Outro episódio fundamental para a compreensão de Proust é o projeto de crítica literária que o autor planejou contra Charles Augustin Sainte-Beuve (1804 – 1869). "Proust nos ensina a ler os escritores que ‘o grande’ Sainte-Beuve não compreendera, como Baudelaire, Flaubert, Stendhal e Nerval, ou seja, simplesmente os maiores escritores do século 19 francês", explica.

Proust consegue abordar inúmeros assuntos relevantes – até porque tem espaço para tanto. Fala da aristocracia francesa (No Caminho de Guermantes), do anti-semitismo – o famoso Caso Dreyfus aparece no mesmo livro – e, inclusive, de sexo (mais claramente em Sodoma e Gomorra).

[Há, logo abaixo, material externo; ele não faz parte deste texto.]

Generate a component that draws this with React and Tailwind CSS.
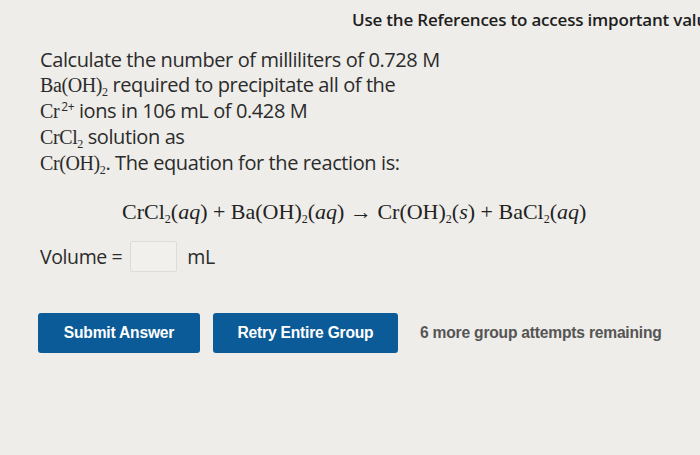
const Sub = ({ children }) => (
  <span className="inline-block text-[12px] leading-none relative top-[4px]">{children}</span>
);

const Chem = ({ children }) => (
  <span className="font-['Liberation_Serif',serif] text-[20px]">{children}</span>
);

const App = () => {
  return (
    <div className="w-[700px] h-[455px] overflow-hidden bg-[#eeede9] text-[#2b2b2b] font-['Open_Sans',sans-serif]">
      <div className="pl-[352px] pt-[8px] h-[32px] whitespace-nowrap overflow-hidden text-[17px] leading-[24px] font-semibold tracking-[-0.2px] text-[#1e1e1e]">
        Use the References to access important values if needed for this question.
      </div>

      <div className="pl-[40px] pt-[15px] text-[20px] leading-[25px] tracking-[-0.4px]">
        <p>Calculate the number of milliliters of 0.728 M</p>
        <p>
          <Chem>Ba(OH)<Sub>2</Sub></Chem> required to precipitate all of the
        </p>
        <p>
          <Chem>Cr</Chem>
          <span className="inline-block ml-[2px] text-[12px] leading-none relative top-[-7px]">2+</span> ions in 106 mL of 0.428 M
        </p>
        <p>
          <Chem>CrCl<Sub>2</Sub></Chem> solution as
        </p>
        <p>
          <Chem>Cr(OH)<Sub>2</Sub></Chem>. The equation for the reaction is:
        </p>
      </div>

      <div className="pl-[122px] pt-[22px] font-['Liberation_Serif',serif] text-[22px] leading-[28px] text-[#222] whitespace-nowrap">
        CrCl<Sub>2</Sub>(<i>aq</i>) + Ba(OH)<Sub>2</Sub>(<i>aq</i>) → Cr(OH)<Sub>2</Sub>(<i>s</i>) + BaCl<Sub>2</Sub>(<i>aq</i>)
      </div>

      <div className="pl-[40px] pt-[15px] flex items-center text-[19.5px] tracking-[-0.4px]">
        <span>Volume =</span>
        <div className="ml-[8px] w-[47px] h-[31px] border border-[#dcdcd8] bg-[#f1f0ec] rounded-[2px]" />
        <span className="ml-[10px]">mL</span>
      </div>

      <div className="pl-[38px] pt-[41px] flex items-center gap-[13px] font-['Liberation_Sans',sans-serif] font-bold text-[15.6px] tracking-[-0.2px]">
        <button className="w-[162px] h-[40px] rounded-[3px] bg-[#0b5b98] text-white">Submit Answer</button>
        <button className="w-[185px] h-[40px] rounded-[3px] bg-[#0b5b98] text-white">Retry Entire Group</button>
        <span className="ml-[9px] text-[#555]">6 more group attempts remaining</span>
      </div>
    </div>
  );
};

export default App;
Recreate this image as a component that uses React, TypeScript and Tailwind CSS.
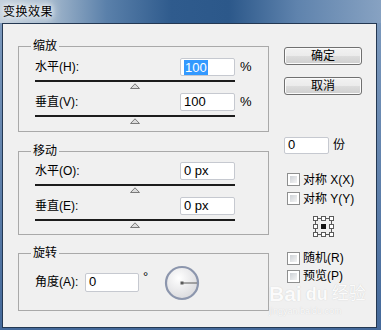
import React from "react";

const FONT = { fontFamily: '"Liberation Sans", "Noto Sans CJK SC", sans-serif' };

const Triangle = () => (
	<svg width="10" height="6" viewBox="0 0 10 6" className="block">
		<polygon points="0.5,5.5 5,0.8 9.5,5.5" fill="#dcdcdc" stroke="#7a7a7a" strokeWidth="1" />
	</svg>
);

const TextBox = ({ value, width, selected }: { value: string; width: string; selected?: boolean }) => (
	<div
		className={`${width} h-[18px] bg-white border border-[#c6c9d0] rounded-[2px] flex items-center pl-[3px] text-[13px] text-black`}
	>
		{selected ? <span className="bg-[#3399ff] text-white px-[1px] leading-[15px]">{value}</span> : value}
	</div>
);

const SliderRow = ({ label, value, unit, selected }: { label: string; value: string; unit?: string; selected?: boolean }) => (
	<div className="flex flex-col">
		<div className="flex items-center h-[18px]">
			<span className="w-[145px] text-[12px]">{label}</span>
			<TextBox value={value} width="w-[55px]" selected={selected} />
			{unit && <span className="ml-[5px] text-[13px]">{unit}</span>}
		</div>
		<div className="mt-[4px] w-[200px] h-[2px] bg-[#1c1c1c]" />
		<div className="w-[200px] flex justify-center mt-[1px]">
			<Triangle />
		</div>
	</div>
);

const Group = ({ title, className, children }: { title: string; className: string; children: React.ReactNode }) => (
	<div className={`relative border border-[#a9a9a9] ${className}`}>
		<span className="absolute left-[12px] top-[-8px] px-[2px] bg-[#f0f0f0] text-[12px] leading-[14px]">{title}</span>
		{children}
	</div>
);

const Button = ({ label, className = "" }: { label: string; className?: string }) => (
	<button
		className={`block w-[78px] h-[18px] border border-[#707070] rounded-[3px] text-[12px] leading-none text-black bg-[linear-gradient(#f2f2f2_0%,#ebebeb_50%,#dddddd_50%,#cfcfcf_100%)] shadow-[inset_0_0_0_1px_#fbfbfb] ${className}`}
	>
		{label}
	</button>
);

const Check = ({ label, h }: { label: string; h: string }) => (
	<div className={`flex items-center ${h}`}>
		<div className="w-[13px] h-[13px] border border-[#8e8f8f] bg-white p-[2px] ml-[3px]">
			<div className="w-full h-full bg-[linear-gradient(135deg,#cdd1d6,#f4f4f4)]" />
		</div>
		<span className="ml-[3px] text-[12px]">{label}</span>
	</div>
);

const GridIcon = () => {
	const pos = [0, 8, 16];
	return (
		<svg width="21" height="21" viewBox="0 0 21 21" className="block">
			<g stroke="#5a5a5a" strokeWidth="1">
				<line x1="5" y1="2.5" x2="8" y2="2.5" />
				<line x1="13" y1="2.5" x2="16" y2="2.5" />
				<line x1="5" y1="18.5" x2="8" y2="18.5" />
				<line x1="13" y1="18.5" x2="16" y2="18.5" />
				<line x1="2.5" y1="5" x2="2.5" y2="8" />
				<line x1="2.5" y1="13" x2="2.5" y2="16" />
				<line x1="18.5" y1="5" x2="18.5" y2="8" />
				<line x1="18.5" y1="13" x2="18.5" y2="16" />
			</g>
			{pos.map((y) =>
				pos.map((x) => (
					<rect
						key={`${x}-${y}`}
						x={x + 0.5}
						y={y + 0.5}
						width="4"
						height="4"
						fill={x === 8 && y === 8 ? "#111" : "#fff"}
						stroke={x === 8 && y === 8 ? "#111" : "#5a5a5a"}
					/>
				))
			)}
		</svg>
	);
};

const Dial = () => (
	<svg width="36" height="36" viewBox="0 0 36 36" className="block">
		<defs>
			<radialGradient id="dialFill" cx="40%" cy="35%" r="70%">
				<stop offset="0%" stopColor="#ffffff" />
				<stop offset="100%" stopColor="#d9d9dc" />
			</radialGradient>
		</defs>
		<circle cx="18" cy="18" r="16" fill="url(#dialFill)" stroke="#8c96ad" strokeWidth="2.2" />
		<line x1="18" y1="18" x2="33" y2="18" stroke="#5a5a5a" strokeWidth="1" />
		<rect x="16.5" y="16.5" width="3" height="3" fill="#5a5a5a" />
	</svg>
);

export default function App() {
	return (
		<div
			className="w-[381px] h-[330px] flex flex-col bg-[linear-gradient(#7f9cbf,#44699a)] text-black overflow-hidden"
			style={FONT}
		>
			<div className="h-[23px] shrink-0 flex items-center pl-[3px] bg-[linear-gradient(90deg,#c3d0dd_0%,#a9bccf_12%,#5a80aa_28%,#2f5b8d_45%,#2c588a_60%,#5f83ad_78%,#87a2c2_100%)]">
				<span className="text-[12px] tracking-[0.5px] [text-shadow:0_0_5px_#fff,0_0_9px_#fff,0_0_12px_#fff]">变换效果</span>
			</div>
			<div className="relative ml-[2px] mr-[4px] mb-[2px] flex-1 border border-[#243852] bg-[#f0f0f0] flex">
				<div className="w-[266px] pl-[15px] pt-[22px] flex flex-col shrink-0">
					<Group title="缩放" className="h-[86px] pl-[16px] pt-[11px]">
						<SliderRow label="水平(H):" value="100" unit="%" selected />
						<div className="mt-[4px]">
							<SliderRow label="垂直(V):" value="100" unit="%" />
						</div>
					</Group>
					<Group title="移动" className="mt-[19px] h-[84px] pl-[16px] pt-[10px]">
						<SliderRow label="水平(O):" value="0 px" />
						<div className="mt-[4px]">
							<SliderRow label="垂直(E):" value="0 px" />
						</div>
					</Group>
					<Group title="旋转" className="mt-[18px] h-[58px] pl-[16px] flex items-center">
						<span className="w-[50px] text-[12px]">角度(A):</span>
						<div className="h-[19px] flex">
							<TextBox value="0" width="w-[54px] !h-[19px]" />
						</div>
						<span className="ml-[4px] text-[13px] self-start mt-[16px] leading-[14px]">°</span>
						<div className="ml-[16px] mt-[1px]">
							<Dial />
						</div>
					</Group>
				</div>
				<div className="pl-[15px] pt-[23px] flex flex-col items-start">
					<Button label="确定" />
					<Button label="取消" className="mt-[12px]" />
					<div className="mt-[41px] flex items-center">
						<TextBox value="0" width="w-[45px] !h-[17px]" />
						<span className="ml-[4px] text-[12px]">份</span>
					</div>
					<div className="mt-[16px] flex flex-col">
						<Check label="对称 X(X)" h="h-[19px]" />
						<Check label="对称 Y(Y)" h="h-[19px]" />
					</div>
					<div className="mt-[8px] ml-[29px]">
						<GridIcon />
					</div>
					<div className="mt-[12px] flex flex-col">
						<Check label="随机(R)" h="h-[18px]" />
						<Check label="预览(P)" h="h-[18px]" />
					</div>
				</div>
				<div className="absolute left-[266px] top-[258px] w-[100px] pointer-events-none flex flex-col items-start whitespace-nowrap text-[#fbfbfb] [text-shadow:0_0_1px_#c8c8c8]">
					<div className="flex items-end gap-[4px]">
						<span className="text-[21px] font-bold leading-[24px]">Bai</span>
						<span className="text-[18px] font-bold leading-[24px]">du</span>
						<span className="text-[17px] leading-[24px]">经验</span>
					</div>
					<span className="text-[9px] leading-[11px]">jingyan.baidu.com</span>
				</div>
			</div>
		</div>
	);
}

"Como estamos no meio da caminhada do herói, os personagens já incorporaram o brilho e a densidade de três volumes anteriores e se preparam para o arremate final dos três últimos. Embora tenha lido Sodoma e Gomorra pelo menos três vezes inteiro, de ter feito resumo de cada uma de suas páginas, feito o prefácio dele e colocado notas de leitura, não acredito que realmente o compreenda."

É confortante, vindo de alguém que se relaciona com a obra de Proust há mais de 15 anos.